Facts about the "Blade" that might surprise you

The last execution by guillotine in France didn't happen in the 1800s. It happened in 1977. That’s the same year the first Star Wars movie came out. Let that sink in. Hamill, Ford, and Fisher were on the big screen while a man named Hamida Djandoubi was facing the blade in a Marseille prison.

France didn't even abolish the death penalty until 1981.

The machine was designed to be a great equalizer. The idea was that everyone, regardless of social class, should die the same way. Before this, the method of your death was a status symbol. The guillotine took the "prestige" out of execution. It was mechanical. Cold. Efficient.

When the first execution happened in 1792 (a highwayman named Nicolas Jacques Pelletier), the crowd was actually disappointed. It was too fast. They were used to hours of "entertainment" with gallows or breaking wheels. They felt cheated by the efficiency of the guillotine.

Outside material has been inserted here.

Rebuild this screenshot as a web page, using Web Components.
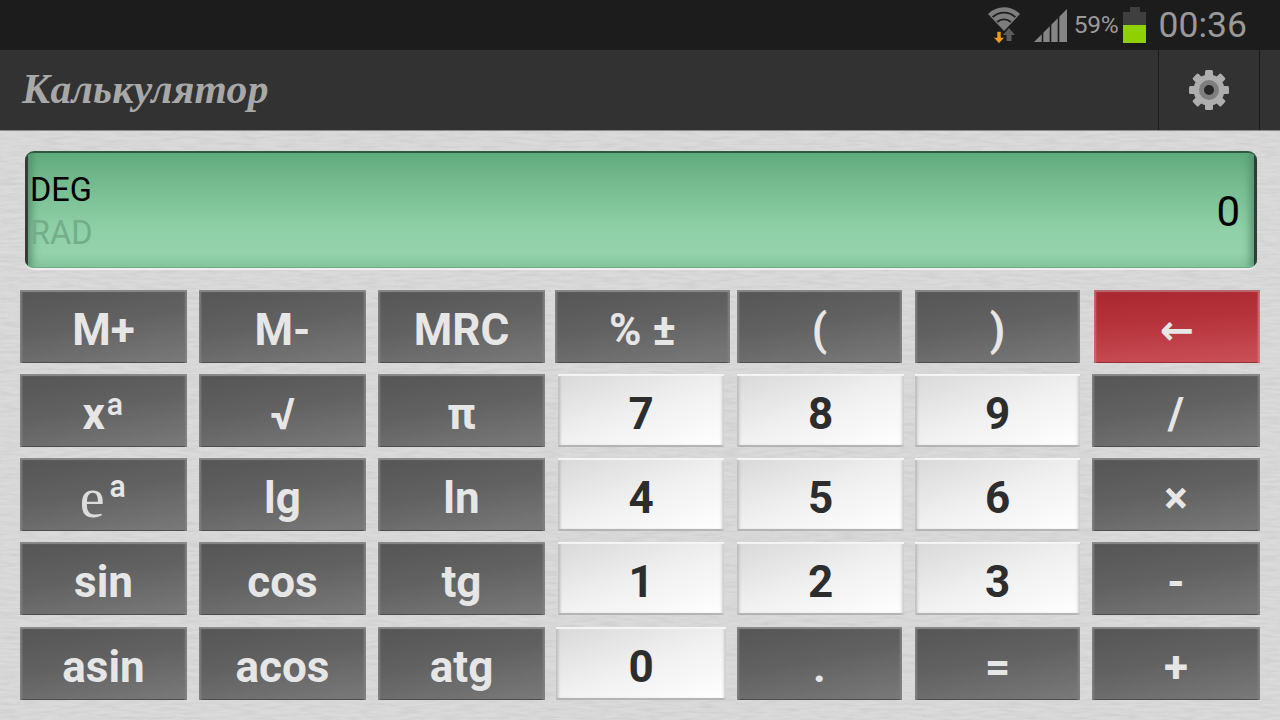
<!DOCTYPE html>
<html lang="ru"><head><meta charset="utf-8"><title>Калькулятор</title>
<style>
html,body{margin:0;padding:0;width:1280px;height:720px;overflow:hidden;background:#dcdcdc;font-family:Roboto,"Liberation Sans",sans-serif}
calc-app{display:block}
</style></head><body>
<calc-app>
  <status-bar></status-bar>
  <action-bar>Калькулятор</action-bar>
  <lcd-display value="0"></lcd-display>
  <key-pad></key-pad>
</calc-app>
<script>
const def=(name,css,html,init)=>{customElements.define(name,class extends HTMLElement{
  constructor(){super();this.attachShadow({mode:'open'}).innerHTML=`<style>${css}</style>${html}`;}
  connectedCallback(){init&&init(this);}
});};
const paper="data:image/svg+xml,"+encodeURIComponent(`<svg xmlns='http://www.w3.org/2000/svg' width='1280' height='720'><filter id='n' x='0' y='0' width='100%' height='100%'><feTurbulence type='fractalNoise' baseFrequency='0.05 0.35' numOctaves='4' seed='7'/><feColorMatrix values='0 0 0 0 .5  0 0 0 0 .5  0 0 0 0 .5  .7 0 0 0 -.25'/></filter><rect width='1280' height='720' fill='#dadada'/><rect width='1280' height='720' filter='url(#n)'/></svg>`);

def('calc-app',`:host{display:block;width:1280px;height:720px;overflow:hidden;background:#dcdcdc url("${paper}")}`,`<slot></slot>`);

def('status-bar',`
:host{display:flex;height:50px;background:#1c1c1c;color:#9a9a9a;align-items:center;justify-content:flex-end;box-sizing:border-box;padding-right:33px}
svg{display:block;flex:none}
.pct{font:400 24.500px/50px Roboto,sans-serif;margin:0 4px 0 6px;letter-spacing:-.2px;padding-bottom:1px}
.time{font:400 35.500px/50px Roboto,sans-serif;margin-left:12px;color:#999;padding-bottom:1px}
.wifi{margin-right:13px}
`,`
<svg class="wifi" width="34" height="40" viewBox="0 0 34 40" style="margin-top:-1px">
  <path d="M1 9 C 10 0,24 0,33 9 L17 26 Z" fill="#7d7d7d"/>
  <path d="M5.6 12.2 C 12 6,22 6,28.400 12.200" fill="none" stroke="#1c1c1c" stroke-width="1.800"/>
  <path d="M10.200 17 C 14 13.500,20 13.500,23.800 17" fill="none" stroke="#1c1c1c" stroke-width="1.800"/>
  <path d="M22 23 L28 30 H24.500 V36 H19.500 V30 H16 Z" fill="#5c5c5c"/>
  <path d="M10 26.500 H14 V32.500 H17.500 L12 38.500 L6.500 32.500 H10 Z" fill="#f39a1e" stroke="#1c1c1c" stroke-width=".6"/>
</svg>
<svg width="34" height="34" viewBox="0 0 34 34" style="margin-top:1px">
  <path d="M0 33 L33 0 V33 Z" fill="#858585"/>
  <path d="M8.500 33 V22 M16.500 33 V14 M24.500 33 V6" stroke="#1c1c1c" stroke-width="1.600"/>
</svg>
<span class="pct">59%</span>
<svg width="24" height="36" viewBox="0 0 24 36" style="margin-top:-1px">
  <rect x="7" y="0" width="10" height="6" fill="#3f3f3f"/>
  <rect x="0" y="5" width="23" height="13" fill="#3f3f3f"/>
  <rect x="0" y="18" width="23" height="18" fill="#8fd100"/>
</svg>
<span class="time">00:36</span>`);

def('action-bar',`
:host{display:flex;height:81px;background:#323232;box-sizing:border-box;border-bottom:1px solid #8a8a8a;align-items:stretch}
.title{flex:1;padding-left:22px;font:italic 700 41.500px/78px "Liberation Serif",serif;color:#a8a8a8;letter-spacing:.3px}
.btn{width:100px;border-left:1px solid #1b1b1b;border-right:1px solid #1b1b1b;display:flex;align-items:center;justify-content:center}
.end{width:20px}
`,`
<div class="title"><slot></slot></div>
<div class="btn"><svg width="42" height="42" viewBox="-21 -21 42 42">
  <g fill="#adadad">
    <circle r="15.500"/>
    <rect x="-4" y="-20" width="8" height="9" rx="1.500"/>
    <rect x="-4" y="-20" width="8" height="9" rx="1.500" transform="rotate(45)"/>
    <rect x="-4" y="-20" width="8" height="9" rx="1.500" transform="rotate(90)"/>
    <rect x="-4" y="-20" width="8" height="9" rx="1.500" transform="rotate(135)"/>
    <rect x="-4" y="-20" width="8" height="9" rx="1.500" transform="rotate(180)"/>
    <rect x="-4" y="-20" width="8" height="9" rx="1.500" transform="rotate(225)"/>
    <rect x="-4" y="-20" width="8" height="9" rx="1.500" transform="rotate(270)"/>
    <rect x="-4" y="-20" width="8" height="9" rx="1.500" transform="rotate(315)"/>
  </g>
  <circle r="10" fill="#7e7e7e"/><circle r="5" fill="#262626"/>
</svg></div>
<div class="end"></div>`);

def('lcd-display',`
:host{display:block;padding:20px 23px 0 25px;height:138px;box-sizing:border-box;--edge:#343c37}
.wrap{box-shadow:0 2px 0 #efefef;border-radius:9px}
.lcd{position:relative;height:117px;box-sizing:border-box;border-radius:9px 9px 8px 8px;overflow:hidden;
 background:linear-gradient(180deg,#5fab7c 0,#77bd91 30%,#90d0a8 68%,#93d2aa 88%,#84c49c 100%);
 border-top:2px solid #2f5a42;border-bottom:1px solid #6fa986;
 display:flex;justify-content:space-between;align-items:center;padding:0 17px 0 5px;color:#000}
.lcd::before,.lcd::after{content:"";position:absolute;top:-1px;bottom:-1px;width:3px;background:var(--edge);box-shadow:0 0 8px 3px #4f8a68}
.lcd::before{left:0}.lcd::after{right:0}
.modes{font:400 32.500px/43px Roboto,sans-serif;margin-top:3px;position:relative}
.off{color:#73ad8a}
.val{font:400 42px/48px Roboto,sans-serif;margin-top:3px}
`,`<div class="wrap"><div class="lcd"><div class="modes"><div>DEG</div><div class="off">RAD</div></div><div class="val" id="v"></div></div></div>`,
el=>{el.shadowRoot.getElementById('v').textContent=el.getAttribute('value');});

def('calc-key',`
:host{display:flex;box-sizing:border-box;font:700 44px/1 Roboto,"Liberation Sans",sans-serif;color:#e6e6e6;
 background:linear-gradient(170deg,#555 0,#616161 45%,#7a7a7a 100%);
 box-shadow:inset 0 2px 1px #8a8a8a,inset 3px 0 2px -1px #808080,inset -3px 0 2px -1px #808080,inset 0 -1px 0 #474747;
 align-items:center;justify-content:center;padding-top:7px;white-space:nowrap}
:host([kind=digit]){color:#2d2d2d;background:linear-gradient(160deg,#d8d8d8 0,#f0f0f0 50%,#fff 100%);
 box-shadow:inset 0 2px 1px #f6f6f6,inset 3px 0 3px -1px #b8b8b8,inset -3px 0 3px -1px #c8c8c8,inset 0 -2px 1px #b0b0b0}
:host([kind=danger]){background:linear-gradient(176deg,#a9272f 0,#b5323a 40%,#cb5058 100%);
 box-shadow:inset 0 2px 1px #bb6a6f,inset 3px 0 2px -1px #c96b72,inset -3px 0 2px -1px #d27a80,inset 0 -1px 0 #8f2a30}
`,`<slot></slot>`);

const rows=[
 [[20,167],[12,167],[12,167],[10,175],[7,165],[13,165],[14,166]],
 [[20,167],[12,167],[12,167],[13,166],[13,167],[11,165],[12,168]],
 [[20,167],[12,167],[12,167],[13,166],[13,167],[11,165],[12,168]],
 [[20,167],[12,167],[12,167],[13,166],[13,167],[11,165],[12,168]],
 [[20,167],[12,167],[12,167],[11,170],[11,165],[13,165],[12,168]],
];
const E='<span style="font:400 56px/30px \'Liberation Serif\',serif;color:#dcdcdc;margin-right:3px">e</span><span style="font:700 44px/1 Roboto,sans-serif;margin-top:-5px">ª</span>';
const ARROW='<span style="font:700 41px/1 \'DejaVu Sans\',sans-serif">←</span>';
const labels=[
 [['M+'],['M-'],['MRC'],['% ±'],['('],[')'],[ARROW,'danger']],
 [['xª'],['√'],['π'],['7','digit'],['8','digit'],['9','digit'],['/']],
 [[E],['lg'],['ln'],['4','digit'],['5','digit'],['6','digit'],['×']],
 [['sin'],['cos'],['tg'],['1','digit'],['2','digit'],['3','digit'],['-']],
 [['asin'],['acos'],['atg'],['0','digit'],['.'],['='],['+']],
];
def('key-pad',`:host{display:flex;flex-direction:column;padding-top:21px;box-sizing:border-box}
.row{display:flex;height:73px;margin-bottom:11px}
.row:nth-of-type(4){margin-bottom:12px}
`,'',el=>{
  const sr=el.shadowRoot;
  if(sr.querySelector('.row'))return;
  labels.forEach((keys,r)=>{
    const row=document.createElement('div');row.className='row';
    keys.forEach((k,i)=>{
      const b=document.createElement('calc-key');
      b.innerHTML=k[0];if(k[1])b.setAttribute('kind',k[1]);
      b.style.width=rows[r][i][1]+'px';b.style.marginLeft=rows[r][i][0]+'px';
      row.appendChild(b);
    });
    sr.appendChild(row);
  });
});
</script>
</body></html>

Take action: Mastering the word

If you want to ensure you never have to Google how do you spell guillotine again, do these three things right now:

  1. Write it out five times by hand. Not on a keyboard. The muscle memory of writing the 'u-i-l-l' sequence helps it stick.
  2. Associate the double 'L' with the vertical beams. Visualize the machine every time you reach the middle of the word.
  3. Check your 'u'. Before you hit send, look at the 'g'. If there isn't a 'u' immediately following it, you've made a mistake.

Linguistic hurdles like this are why English is so frustrating and yet so rich. We steal words from everyone, keep their weirdest spellings, and then change the sounds to suit ourselves. It’s a mess, but it’s our mess. Next time you're writing about Maximilien Robespierre or a high-stakes MMA fight, you'll have the confidence to drop the word guillotine onto the page with surgical precision.


Key Takeaways for Correct Spelling

  • Always include the u after the g.
  • Use a double l in the middle.
  • Finish with tine, not teen or ten.
  • The word originates from Dr. Joseph-Ignace Guillotin, though he hated the association.